There are times that make you wonder how NBC Universal has survived this long, with its almost preternatural ability to screw up the most basic concepts. This is the company that freaked out about YouTube
, even when YouTube specifically helped revive interest
in shows like Saturday Night Live after the Lazy Sunday
video went viral five years ago. This is the same company that was proud
of the fact that they made it hard for people to watch the Olympics online -- even though NBC's own data
showed that as more people watched online, it actually drove more people to watch on TV. Of course, this is also the company who has lobbied the government for greater protections, claiming that piracy hurts corn farmers
and that more money should be spent stopping piracy than fighting bank robbers
. And, most recently, it was the company that fired the guy
who uploaded the amusing Today Show clip of Bryant Gumbel and Katie Couric discovering the internet.
But, apparently, no single moment seems to cement in people's minds the cluelessness of NBC more than the firing of Conan O'Brien.
Of course, out of that situation, O'Brien has emerged stronger than ever in many ways and a large part of that has been his somewhat unexpected and (initially) hesitant embrace of social media. Fortune has a wonderful article describing the details of what they call "Conan 2.0,"
which is fascinating in many ways -- including the many ways in which things are so different than when he was an employee at NBC. But the story that stood out most to me was how, soon after Conan started using Twitter, NBC threatened him and wanted him to shut down the account.
You may recall that as part of his separation package from NBC, Conan had to sign a deal that kept him off network TV for a while and forbade him from disparaging the network. But it said nothing about the internet -- in part because the folks at NBC still live in a TV centric world where they didn't even think
about the internet as an issue. So the whole Twitter thing took them by surprise:
"What was interesting about it," points out O'Brien, "is that all the legal prohibitions were coming from people in the old media. They were saying you can't do all these things, and pretty quickly we realized, 'Wait a minute!' Someone said, 'Does that include Twitter? No. It doesn't include Twitter.' And so I started tweeting."

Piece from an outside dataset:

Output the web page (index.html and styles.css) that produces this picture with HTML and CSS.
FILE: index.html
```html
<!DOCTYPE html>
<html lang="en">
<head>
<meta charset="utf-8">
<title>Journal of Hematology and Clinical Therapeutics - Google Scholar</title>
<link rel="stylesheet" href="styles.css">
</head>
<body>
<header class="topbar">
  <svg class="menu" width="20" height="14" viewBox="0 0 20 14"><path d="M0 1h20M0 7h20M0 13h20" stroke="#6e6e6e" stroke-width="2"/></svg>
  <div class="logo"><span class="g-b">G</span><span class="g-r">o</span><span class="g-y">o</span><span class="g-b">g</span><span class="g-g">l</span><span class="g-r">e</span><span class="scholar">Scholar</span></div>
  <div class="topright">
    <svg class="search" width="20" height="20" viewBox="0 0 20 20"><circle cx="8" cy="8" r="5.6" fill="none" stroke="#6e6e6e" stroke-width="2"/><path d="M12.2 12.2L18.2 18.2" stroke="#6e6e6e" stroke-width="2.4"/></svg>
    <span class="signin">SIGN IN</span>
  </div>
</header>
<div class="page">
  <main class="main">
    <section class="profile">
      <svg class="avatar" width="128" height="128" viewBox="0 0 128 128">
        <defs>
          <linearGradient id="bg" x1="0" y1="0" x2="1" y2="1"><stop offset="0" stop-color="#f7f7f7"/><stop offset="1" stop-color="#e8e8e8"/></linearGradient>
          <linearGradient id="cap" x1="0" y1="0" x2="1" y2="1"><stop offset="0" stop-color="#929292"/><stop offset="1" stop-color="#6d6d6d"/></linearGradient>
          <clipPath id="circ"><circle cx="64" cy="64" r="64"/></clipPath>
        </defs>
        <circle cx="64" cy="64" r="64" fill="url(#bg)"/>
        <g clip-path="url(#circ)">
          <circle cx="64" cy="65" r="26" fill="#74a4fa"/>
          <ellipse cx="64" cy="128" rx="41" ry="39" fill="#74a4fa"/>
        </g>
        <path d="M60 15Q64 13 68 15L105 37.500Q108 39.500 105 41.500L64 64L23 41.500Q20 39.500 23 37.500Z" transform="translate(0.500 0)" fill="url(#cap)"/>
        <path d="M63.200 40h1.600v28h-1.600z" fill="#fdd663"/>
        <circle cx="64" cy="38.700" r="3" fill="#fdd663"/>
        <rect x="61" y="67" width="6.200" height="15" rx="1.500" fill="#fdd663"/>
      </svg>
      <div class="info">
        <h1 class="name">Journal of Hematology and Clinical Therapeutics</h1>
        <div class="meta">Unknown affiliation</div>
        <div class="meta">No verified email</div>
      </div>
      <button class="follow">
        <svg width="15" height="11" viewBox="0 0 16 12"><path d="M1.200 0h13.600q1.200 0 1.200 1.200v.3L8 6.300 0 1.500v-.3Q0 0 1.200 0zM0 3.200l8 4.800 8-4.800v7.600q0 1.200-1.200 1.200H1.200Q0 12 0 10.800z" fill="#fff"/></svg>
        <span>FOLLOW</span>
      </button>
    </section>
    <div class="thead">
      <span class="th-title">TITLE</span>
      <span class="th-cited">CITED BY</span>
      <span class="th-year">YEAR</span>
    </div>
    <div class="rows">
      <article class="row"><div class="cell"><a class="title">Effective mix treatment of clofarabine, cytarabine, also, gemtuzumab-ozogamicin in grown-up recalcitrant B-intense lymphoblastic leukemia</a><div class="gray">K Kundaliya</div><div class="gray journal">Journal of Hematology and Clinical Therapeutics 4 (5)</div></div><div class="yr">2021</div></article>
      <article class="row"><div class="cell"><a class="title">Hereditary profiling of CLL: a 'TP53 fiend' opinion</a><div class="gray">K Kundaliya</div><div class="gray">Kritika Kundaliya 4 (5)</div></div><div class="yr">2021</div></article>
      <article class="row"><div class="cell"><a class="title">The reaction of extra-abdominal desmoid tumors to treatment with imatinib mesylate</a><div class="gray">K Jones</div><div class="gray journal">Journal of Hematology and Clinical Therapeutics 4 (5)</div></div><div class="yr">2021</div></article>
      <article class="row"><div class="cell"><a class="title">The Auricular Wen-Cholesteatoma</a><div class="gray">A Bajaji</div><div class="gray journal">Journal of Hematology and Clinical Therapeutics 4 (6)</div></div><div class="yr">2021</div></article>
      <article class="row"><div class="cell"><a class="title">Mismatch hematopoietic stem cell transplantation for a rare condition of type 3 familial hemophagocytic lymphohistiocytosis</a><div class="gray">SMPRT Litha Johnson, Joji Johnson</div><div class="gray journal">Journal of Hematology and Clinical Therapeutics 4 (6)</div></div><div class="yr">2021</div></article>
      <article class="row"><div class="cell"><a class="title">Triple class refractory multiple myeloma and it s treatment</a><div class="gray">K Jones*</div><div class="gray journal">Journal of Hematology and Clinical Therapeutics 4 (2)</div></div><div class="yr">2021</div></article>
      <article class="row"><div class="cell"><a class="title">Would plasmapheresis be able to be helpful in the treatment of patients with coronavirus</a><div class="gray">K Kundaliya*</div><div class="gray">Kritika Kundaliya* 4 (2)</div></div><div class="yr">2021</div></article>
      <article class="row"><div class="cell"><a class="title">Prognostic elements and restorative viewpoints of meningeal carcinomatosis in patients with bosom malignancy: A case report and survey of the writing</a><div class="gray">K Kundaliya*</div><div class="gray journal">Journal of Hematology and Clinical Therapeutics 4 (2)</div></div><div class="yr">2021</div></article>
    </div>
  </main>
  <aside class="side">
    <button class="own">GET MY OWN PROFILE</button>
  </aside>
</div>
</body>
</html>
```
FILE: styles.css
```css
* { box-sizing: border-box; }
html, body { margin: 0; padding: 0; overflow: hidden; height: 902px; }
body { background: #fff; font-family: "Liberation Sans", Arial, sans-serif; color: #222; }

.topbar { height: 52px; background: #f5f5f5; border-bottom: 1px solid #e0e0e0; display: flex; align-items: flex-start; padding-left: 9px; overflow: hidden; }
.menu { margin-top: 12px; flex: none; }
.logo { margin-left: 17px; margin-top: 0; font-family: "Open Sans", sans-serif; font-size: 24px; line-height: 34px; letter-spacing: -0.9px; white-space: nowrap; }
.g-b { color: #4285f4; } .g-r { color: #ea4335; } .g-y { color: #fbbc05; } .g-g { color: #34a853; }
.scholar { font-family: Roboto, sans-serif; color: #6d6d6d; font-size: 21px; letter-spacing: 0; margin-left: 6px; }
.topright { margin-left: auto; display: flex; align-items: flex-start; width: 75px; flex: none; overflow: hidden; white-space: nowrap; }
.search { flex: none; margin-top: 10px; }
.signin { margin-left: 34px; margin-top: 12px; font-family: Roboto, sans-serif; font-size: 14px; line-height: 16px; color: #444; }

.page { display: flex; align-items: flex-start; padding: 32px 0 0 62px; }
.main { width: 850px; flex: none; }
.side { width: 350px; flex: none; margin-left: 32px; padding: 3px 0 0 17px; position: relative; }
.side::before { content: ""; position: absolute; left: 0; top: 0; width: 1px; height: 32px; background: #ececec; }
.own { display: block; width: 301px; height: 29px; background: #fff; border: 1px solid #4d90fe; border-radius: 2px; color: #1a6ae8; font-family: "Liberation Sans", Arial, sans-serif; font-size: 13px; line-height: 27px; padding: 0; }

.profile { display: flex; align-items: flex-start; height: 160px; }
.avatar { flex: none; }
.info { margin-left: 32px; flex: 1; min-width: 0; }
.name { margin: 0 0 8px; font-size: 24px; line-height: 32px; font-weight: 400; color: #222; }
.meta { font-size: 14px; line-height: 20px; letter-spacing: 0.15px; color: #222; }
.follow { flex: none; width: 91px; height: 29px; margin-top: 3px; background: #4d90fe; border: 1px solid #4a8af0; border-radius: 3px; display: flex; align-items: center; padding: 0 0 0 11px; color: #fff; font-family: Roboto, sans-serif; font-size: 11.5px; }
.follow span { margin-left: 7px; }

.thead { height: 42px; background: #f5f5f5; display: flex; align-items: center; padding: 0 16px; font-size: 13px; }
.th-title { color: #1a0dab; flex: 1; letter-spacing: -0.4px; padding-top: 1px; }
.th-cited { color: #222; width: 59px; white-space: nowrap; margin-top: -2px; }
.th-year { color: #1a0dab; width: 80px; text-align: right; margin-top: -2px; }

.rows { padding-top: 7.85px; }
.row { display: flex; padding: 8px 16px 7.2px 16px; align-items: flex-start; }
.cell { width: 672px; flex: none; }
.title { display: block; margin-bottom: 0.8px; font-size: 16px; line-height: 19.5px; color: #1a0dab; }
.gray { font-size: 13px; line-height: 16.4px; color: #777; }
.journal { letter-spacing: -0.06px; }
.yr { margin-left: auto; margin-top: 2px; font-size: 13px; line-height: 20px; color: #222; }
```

Just as quickly, O'Brien's team began to hear that NBC was far from happy. "The network isn't crazy about you tweeting. They're not sure that's cool," O'Brien recalls being told. His response was simple: "Tell them I would be thrilled if they shut down my Twitter account. I'd love it if that got out. You think PR's been bad up till now? Wait till you take away my Twitter account."
The article then goes on to highlight how much more digitally connected O'Brien and his team have become, even to their own surprise. For example, while they had originally planned an ad budget to advertise O'Brien's standup tour last year, instead they decided to just mention it on Twitter. They figured if that failed, they could easily go back to traditional advertising. Turns out they didn't need to. Within hours of the first tweet about the tour, they had sold out two shows at Radio City Music Hall (which holds over 6,000 people). The first day alone they sold 120,000 tickets. The entire tour sold out within a few days -- with no money spent on advertising.

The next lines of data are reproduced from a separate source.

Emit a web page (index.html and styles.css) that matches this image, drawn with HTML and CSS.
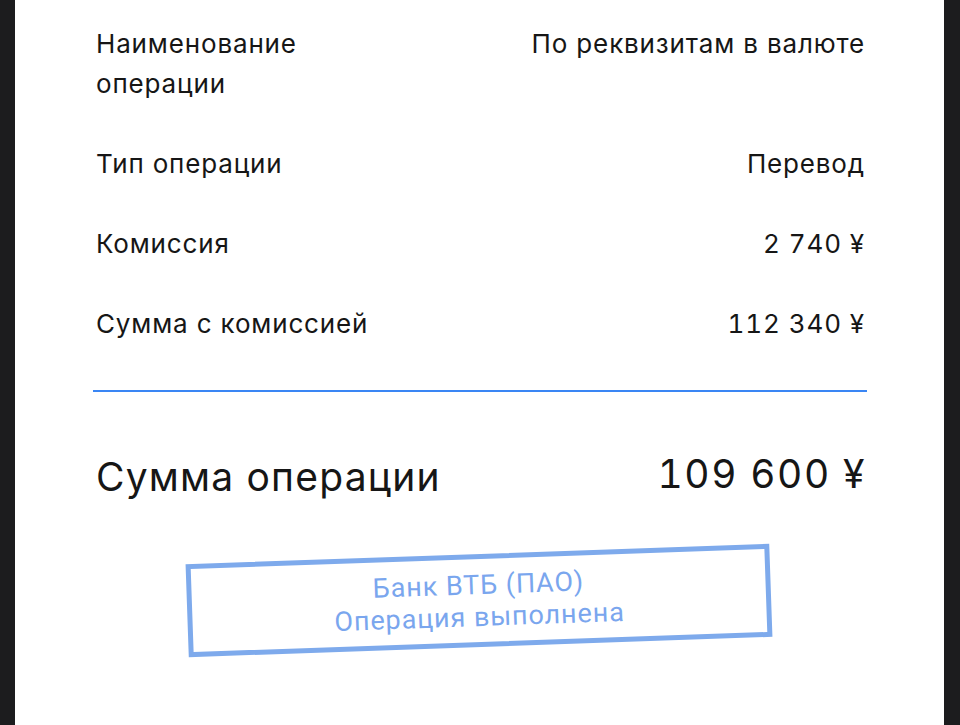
FILE: index.html
```html
<!DOCTYPE html>
<html lang="ru">
<head>
<meta charset="utf-8">
<link rel="stylesheet" href="styles.css">
</head>
<body>
<div class="sheet">
  <div class="rows">
    <div class="row">
      <div class="label label-narrow">Наименование операции</div>
      <div class="value">По реквизитам в валюте</div>
    </div>
    <div class="row">
      <div class="label">Тип операции</div>
      <div class="value">Перевод</div>
    </div>
    <div class="row">
      <div class="label">Комиссия</div>
      <div class="value num">2 740 ¥</div>
    </div>
    <div class="row">
      <div class="label">Сумма с комиссией</div>
      <div class="value num">112 340 ¥</div>
    </div>
  </div>
  <div class="divider"></div>
  <div class="total">
    <div class="total-label">Сумма операции</div>
    <div class="total-value">109 600 ¥</div>
  </div>
  <div class="stamp-wrap">
    <div class="stamp">
      <div>Банк ВТБ (ПАО)</div>
      <div>Операция выполнена</div>
    </div>
  </div>
</div>
</body>
</html>
```
FILE: styles.css
```css
html, body {
  margin: 0;
  padding: 0;
}
body {
  background: #1c1c1e;
  height: 725px;
  overflow: hidden;
  font-family: Inter, "Noto Sans", sans-serif;
  color: #161616;
}
.sheet {
  background: #ffffff;
  margin: 0 16px 0 15px;
  height: 725px;
  padding: 24px 80px 0 81px;
  box-sizing: border-box;
}
.rows {
  display: flex;
  flex-direction: column;
  gap: 40px;
}
.row {
  display: flex;
  justify-content: space-between;
  align-items: flex-start;
  font-size: 26px;
  line-height: 40px;
  letter-spacing: 0.85px;
}
.label-narrow {
  max-width: 260px;
}
.value {
  text-align: right;
  margin-right: -1px;
}
.num {
  font-variant-numeric: tabular-nums;
  letter-spacing: 0.9px;
}
.divider {
  height: 2px;
  background: #3a86f4;
  margin: 46px -3px 0 -3px;
}
.total {
  display: flex;
  justify-content: space-between;
  align-items: center;
  margin-top: 61px;
  line-height: 48px;
}
.total-label {
  font-size: 39px;
  letter-spacing: 1.2px;
}
.total-value {
  font-size: 39px;
  margin-top: -6px;
  margin-right: -2px;
  font-variant-numeric: tabular-nums;
  letter-spacing: 1.6px;
}
.stamp-wrap {
  display: flex;
  justify-content: center;
  margin-top: 53px;
  padding-right: 2px;
}
.stamp {
  width: 574px;
  height: 83px;
  border: 5px solid #7eaaec;
  transform: rotate(-2deg);
  color: #7aa6ee;
  font-family: Roboto, "Noto Sans", sans-serif;
  font-size: 27px;
  letter-spacing: 0.9px;
  line-height: 32px;
  text-align: center;
  display: flex;
  flex-direction: column;
  justify-content: center;
}
```
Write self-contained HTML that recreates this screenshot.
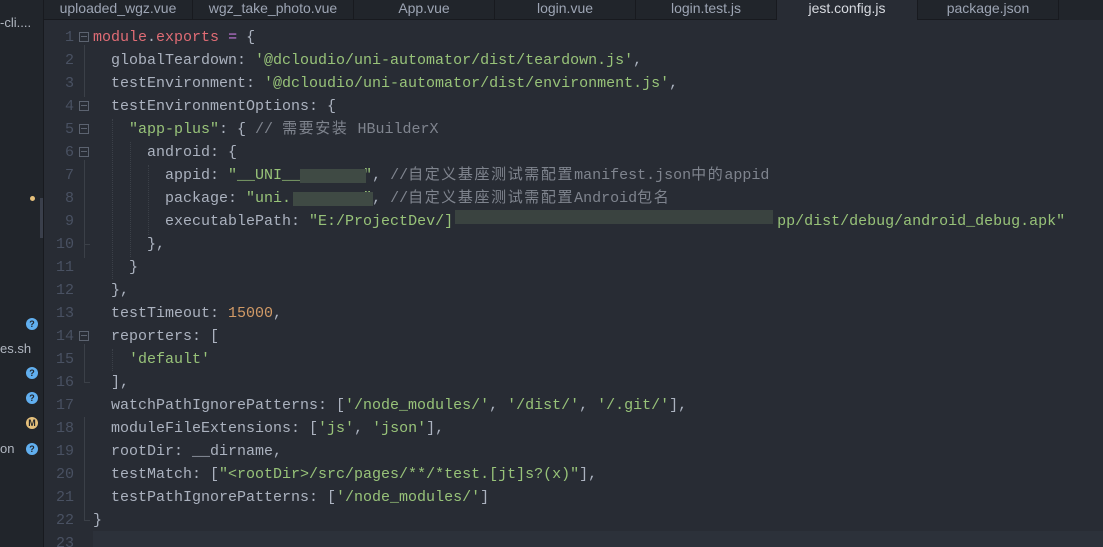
<!DOCTYPE html>
<html style="overflow:hidden"><head><meta charset="utf-8"><style>
html,body{margin:0;overflow:hidden}
body{width:1103px;height:547px;background:#282c34;position:relative;font-family:"Liberation Mono","Noto Sans CJK SC",monospace}
#side{position:absolute;left:0;top:0;width:43px;height:547px;background:#21252b;border-right:1px solid #181a1f;font-family:"Liberation Sans",sans-serif;font-size:13px;color:#b0b6c0}
#tabs{position:absolute;left:44px;top:0;right:0;height:20px;background:#21252b}
.tab{position:absolute;top:0;height:20px;border-right:1px solid #181a1f;border-bottom:1px solid #181a1f;box-sizing:border-box;font:14px "Liberation Sans",sans-serif;color:#9da5b4;text-align:center;line-height:16px;background:#21252b}
.tab.a{background:#282c34;color:#d7dae0;border-bottom:none}
.ln{position:absolute;left:44px;width:30px;text-align:right;font-size:15px;color:#495162;height:23px;line-height:23px}
.cl{position:absolute;left:93px;font-size:15px;color:#abb2bf;white-space:pre;height:23px;line-height:23px}
.s{color:#98c379}.r{color:#e06c75}.n{color:#d19a66}.c{color:#7f848e}.p{color:#c678dd}
.cj{letter-spacing:1.6px}
.fold{position:absolute;left:79px;width:8px;height:8px;border:1px solid #5c6370}
.fold:after{content:"";position:absolute;left:1px;top:3px;width:6px;height:1px;background:#5c6370}
.g{position:absolute;width:0;border-left:1px dotted #3b4048}
.fl{position:absolute;left:84px;width:1px;background:#3b4048}
.blur{position:absolute;height:14px;background:#3f4a44}
.ic{position:absolute;left:26px;width:12px;height:12px;border-radius:50%;background:#61afef;color:#21252b;font-size:9px;text-align:center;line-height:12px;font-weight:bold}
</style></head><body>
<div id="side">
<div style="position:absolute;left:0;top:15px">-cli....</div>
<div style="position:absolute;left:30px;top:196px;width:5px;height:5px;border-radius:50%;background:#e5c07b"></div>
<div style="position:absolute;left:40px;top:198px;width:3px;height:40px;background:#3a3f4b"></div>
<div class="ic" style="top:318px">?</div>
<div style="position:absolute;left:0;top:341px">es.sh</div>
<div class="ic" style="top:367px">?</div>
<div class="ic" style="top:392px">?</div>
<div class="ic" style="top:417px;background:#e5c07b">M</div>
<div style="position:absolute;left:0;top:441px">on</div>
<div class="ic" style="top:443px">?</div>
</div>
<div id="tabs">
<div class="tab" style="left:0;width:149px">uploaded_wgz.vue</div>
<div class="tab" style="left:149px;width:161px">wgz_take_photo.vue</div>
<div class="tab" style="left:310px;width:141px">App.vue</div>
<div class="tab" style="left:451px;width:141px">login.vue</div>
<div class="tab" style="left:592px;width:141px">login.test.js</div>
<div class="tab a" style="left:733px;width:141px">jest.config.js</div>
<div class="tab" style="left:874px;width:141px">package.json</div>
</div>
<div style="position:absolute;left:93px;top:531px;right:0;height:23px;background:#2c313a"></div>
<div class="fl" style="top:45px;height:52px"></div>
<div class="fl" style="top:160px;height:98px"></div>
<div class="fl" style="top:344px;height:38px"></div>
<div class="fl" style="top:417px;height:104px"></div>
<div style="position:absolute;left:84px;top:520px;width:6px;height:1px;background:#3b4048"></div>
<div style="position:absolute;left:84px;top:244px;width:6px;height:1px;background:#3b4048"></div>
<div style="position:absolute;left:84px;top:382px;width:6px;height:1px;background:#3b4048"></div>
<div class="g" style="left:112px;top:119px;height:160px"></div>
<div class="g" style="left:130px;top:142px;height:115px"></div>
<div class="g" style="left:148px;top:165px;height:70px"></div>
<div class="g" style="left:112px;top:349px;height:22px"></div>
<div class="fold" style="top:32px"></div>
<div class="fold" style="top:101px"></div>
<div class="fold" style="top:124px"></div>
<div class="fold" style="top:147px"></div>
<div class="fold" style="top:331px"></div>
<script>
var L=[
'<span class="r">module</span>.<span class="r">exports</span> <span class="p">=</span> {',
'  globalTeardown: <span class="s">\'@dcloudio/uni-automator/dist/teardown.js\'</span>,',
'  testEnvironment: <span class="s">\'@dcloudio/uni-automator/dist/environment.js\'</span>,',
'  testEnvironmentOptions: {',
'    <span class="s">"app-plus"</span>: { <span class="c">// <span class="cj">需要安装</span> HBuilderX</span>',
'      android: {',
'        appid: <span class="s">"__UNI__       "</span>, <span class="c">//<span class="cj">自定义基座测试需配置</span>manifest.json<span class="cj">中的</span>appid</span>',
'        package: <span class="s">"uni.        "</span>, <span class="c">//<span class="cj">自定义基座测试需配置</span>Android<span class="cj">包名</span></span>',
'        executablePath: <span class="s">"E:/ProjectDev/]                                    pp/dist/debug/android_debug.apk"</span>',
'      },',
'    }',
'  },',
'  testTimeout: <span class="n">15000</span>,',
'  reporters: [',
'    <span class="s">\'default\'</span>',
'  ],',
'  watchPathIgnorePatterns: [<span class="s">\'/node_modules/\'</span>, <span class="s">\'/dist/\'</span>, <span class="s">\'/.git/\'</span>],',
'  moduleFileExtensions: [<span class="s">\'js\'</span>, <span class="s">\'json\'</span>],',
'  rootDir: __dirname,',
'  testMatch: [<span class="s">"&lt;rootDir&gt;/src/pages/**/*test.[jt]s?(x)"</span>],',
'  testPathIgnorePatterns: [<span class="s">\'/node_modules/\'</span>]',
'}',''];
var h='';
for(var i=0;i<L.length;i++){var t=26+i*23;
h+='<div class="ln" style="top:'+t+'px">'+(i+1)+'</div><div class="cl" style="top:'+t+'px">'+L[i]+'</div>';}
document.write(h);
</script>
<div class="blur" style="left:300px;top:169px;width:66px"></div>
<div class="blur" style="left:293px;top:192px;width:80px"></div>
<div class="blur" style="left:455px;top:210px;width:318px;background:#3a4340"></div>
</body></html>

The other interesting bit -- that also shows a massive difference from NBC -- is how his team deals with online clips of his show. Rather than hoarding it, they get stuff online quickly and spread it widely:
Team Coco, not TBS, chooses which clips to use, edits them, and posts them. Preview clips from each night's taping go up an hour before the show's East Coast broadcast; within an hour after the show's West Coast broadcast more than a half-dozen clips from that night's show are posted on its site and Facebook, and linked to via Twitter; and the full show is viewable online the next day at 11 a.m. Eastern time. Last year at The Tonight Show Bleyaert had tried to get pre-show clips posted, but even that seemingly simple idea was difficult to execute because NBC.com ran the show's site, and putting up such clips wasn't part of its normal workflow process. "After the experience that we had at NBC, we wanted to be in control," says O'Brien's agent, Rosen. "We wanted the freedom to exploit our content."

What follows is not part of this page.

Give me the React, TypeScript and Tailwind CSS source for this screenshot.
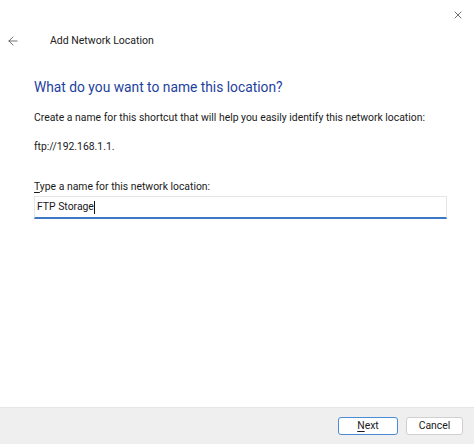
import { ArrowLeft, X } from 'lucide-react'

export default function App() {
  return (
    <div
      className="w-[474px] h-[444px] bg-white flex flex-col text-[#1a1a1a] overflow-hidden"
      style={{ fontFamily: 'Roboto, "Noto Sans", sans-serif' }}
    >
      {/* title bar */}
      <div className="h-[27px] flex justify-end items-center pr-[10px] pt-[2px]">
        <X size={12} strokeWidth={1.3} className="text-[#222]" />
      </div>

      {/* header */}
      <div className="h-[27px] flex items-center">
        <ArrowLeft size={14} strokeWidth={1.2} className="ml-[6px] text-[#333]" />
        <span className="ml-[30px] text-[10.5px] text-[#222]">Add Network Location</span>
      </div>

      {/* body */}
      <div className="flex-1 px-[34px] pt-[23px]">
        <h1 className="text-[13.8px] leading-[20px] text-[#1e3f9e]">
          What do you want to name this location?
        </h1>
        <p className="mt-[13px] text-[10.4px] leading-[16px] whitespace-nowrap">
          Create a name for this shortcut that will help you easily identify this network location:
        </p>
        <p className="mt-[13px] text-[10.4px] leading-[16px]">ftp://192.168.1.1.</p>

        <label className="block mt-[25px] text-[10.4px] leading-[14px]">
          <span className="underline underline-offset-2">T</span>ype a name for this network location:
        </label>
        <div className="mt-[2px] w-[413px] h-[23px] border border-[#e5e5e5] border-b-2 border-b-[#3b78c4] flex items-center pl-[2px] text-[10.4px]">
          FTP Storage
          <span className="inline-block w-px h-[13px] bg-[#111]" />
        </div>
      </div>

      {/* footer */}
      <div className="h-[37px] bg-[#efefef] border-t border-[#e6e6e6] flex items-center justify-end gap-[8px] pr-[11px]">
        <button className="w-[60px] h-[18px] bg-white border border-[#4a8bd6] rounded-[3px] text-[10.4px] leading-none">
          <span className="underline underline-offset-2">N</span>ext
        </button>
        <button className="w-[57px] h-[18px] bg-white border border-[#cfcfcf] rounded-[3px] text-[10.4px] leading-none">
          Cancel
        </button>
      </div>
    </div>
  )
}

Part of the reason this works is the structure of the deal with TBS. Basically, TBS is just a distribution partner
, rather than the owner of the show. O'Brien's company owns the show and has full creative control, and can control all of the digital experience. The video player they use is their own -- not one from TBS. The whole article is really quite fascinating and worth reading, as it shows how embracing social media and what fans want in a really strong way can pay back amazing dividends.